As theater-goers know, the Rude Mechanicals—those homespun amateurs eternally doomed to mount the most calamitous version ever of Pyramus and Thisbe, the fifth act’s play-within-a-play—frequently steal the show in productions of A Midsummer Night’s Dream. The bumbling crew assembled here, including Jeremy Fiebig, Del Flack, David Klionsky, Mattney Beck and Ira David Wood IV, definitely did not disappoint. Their collection of theatrical gaffes made us weak with laughter.
But before their Titanic opening (and closing) night, Henderson gave Chris Burner’s Bottom an extended moment of unexpected, perfect grace. It occured the morning following that night of strange enchantments in the forest, when an astonished Bottom could perfectly recall how, for several hours, he alone was the beloved of the Fairy Queen. Quite a rare achievement, particularly for a mortal.
In Burner’s performance Bottom once more was translated, for a moment, by the memories of his most sublime encounter.
This season has had few moments quite as touching.

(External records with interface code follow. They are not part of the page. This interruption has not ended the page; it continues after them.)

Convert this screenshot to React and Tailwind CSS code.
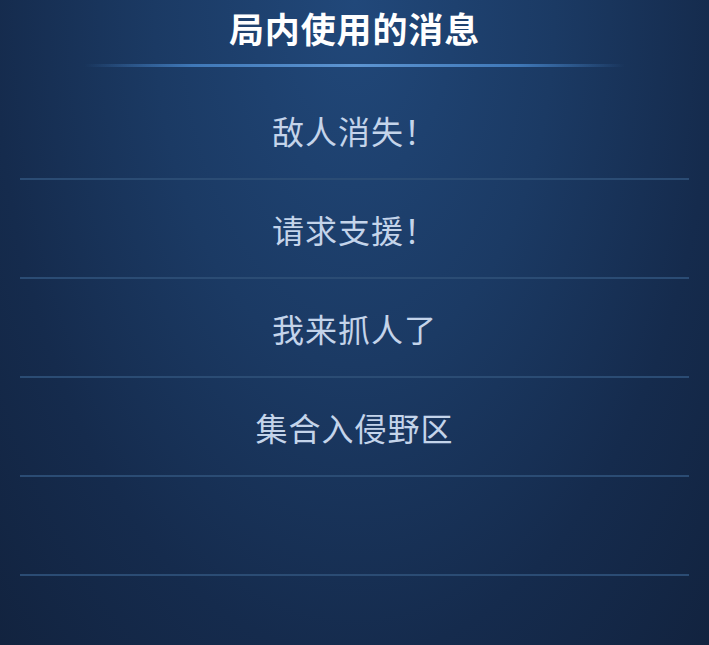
const messages = ['敌人消失！', '请求支援！', '我来抓人了', '集合入侵野区', '']

const MessageRow = ({ label }) => (
  <div className="h-[99px] mx-5 flex items-center justify-center border-b-2 border-[#2b4c74]">
    <span className="text-[32px] leading-none text-[#c4d4ea] tracking-[0.03em]">{label}</span>
  </div>
)

export default function App() {
  return (
    <main
      className="w-[709px] h-[645px] overflow-hidden bg-[radial-gradient(ellipse_at_50%_0%,#21487a_0%,#1b3a64_40%,#152b4d_72%,#12233f_100%)]"
      style={{ fontFamily: '"Noto Sans CJK SC", "Noto Sans", sans-serif' }}>
      <header className="h-[81px] flex flex-col items-center">
        <h1 className="mt-[8px] text-[35px] leading-[40px] font-bold text-white tracking-wide">局内使用的消息</h1>
        <div className="mt-[16px] w-[540px] h-[3px] bg-[linear-gradient(90deg,transparent,#3f78b8_20%,#5d95d2_50%,#3f78b8_80%,transparent)]" />
      </header>
      <div className="flex flex-col">
        {messages.map((label, i) => (
          <MessageRow key={i} label={label} />
        ))}
      </div>
    </main>
  )
}
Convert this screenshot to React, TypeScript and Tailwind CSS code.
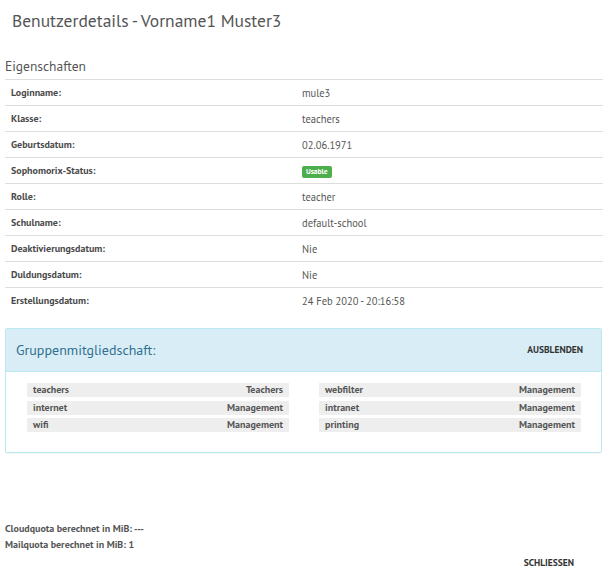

A production so extensively mined for the possibilities in Shakespeare’s subtexts deserved far more than two nights and the bum’s rush in Cary. Particularly when the theater presenting it was just going to stay dark two weekends after.
When you add up the rehearsals, design and tech, it takes several thousand labor hours to produce Shakespeare live.
The extremity of that commitment is only magnified when its only permitted outcome is in four performances. From such a large investment, shouldn’t a producer want to maximize the returns—and the showings?
Apparently that’s a lesson Cary has left to learn. Given the high quality of the work presented these past two summers at Koka Booth, it’s a schooling that desperately needs to be completed before their next season’s planned, for their artists’ and their audiences’ sake.